Mental Health: OC Ensures Accessibility to Mental Health Resources for Military Personnel and Their Families
Last week, the Orange County Board of Supervisors unanimously approved Chairman Andrew Do’s proposal to renew Orange County’s Contract with Child Guidance Center, expanding the Continuum of Care for Veterans and Military Families program.
“From pre-deployment to post-deployment, military families live a life of service,” said Chairman Andrew Do. “The expansion of this program will ensure Orange County’s military community has continued access to quality mental health and basic needs services.”

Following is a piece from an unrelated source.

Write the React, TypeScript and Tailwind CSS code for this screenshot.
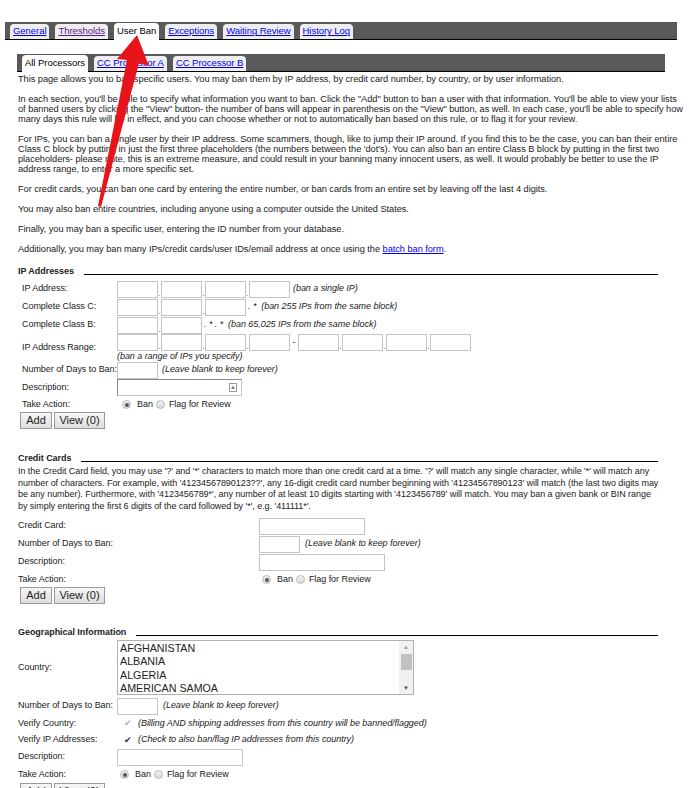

The Board established the Continuum of Care for Veterans and Military Families Program in May 2018, prioritizing access to mental health services for veterans and their family members. Since October of its inaugural year, the program has provided quality and adaptive mental health services to over 400 military-connected individuals and families. The program emphasizes a coordinated, community-based approach to ensure military families receive comprehensive, culturally-sensitive mental health and basic needs services.
According to an Association of Defense Communities report, the pandemic has drastically affected the mental health of military personnel and their families. Roughly a quarter of military families throughout the nation stated that would like to receive mental health services, but do not have access to these services or resources as a result of COVID-19 limitations.
In response to the pandemic, Orange County has prioritized the adaptation of Continuum of Care services and trainings for Zoom, creating opportunities for safe, informed, and responsible engagement with the community.
“The COVID-19 pandemic has had a significant impact on many families throughout the country, including military families,” said Chairman Do. “Taking care of our community is of the utmost importance during this unprecedented time. The renewal of the Continuum of Care program is an optimistic step that ensures Orange County’s military personnel and their families continue to receive the best possible mental health services long after the pandemic.”
Orange County Chairman Andrew Do represents the First District communities of Santa Ana, Garden Grove, Westminster, Fountain Valley, and Midway City. One of the first officials in the state to propose a face covering mandateChairman Andrew Do is advocating for science-based COVID-19 policies. In addition to health and safety-based COVID-19 response planning, he has reformed Orange County’s mental health services, expanded access to health care, and led efforts to combat homelessness.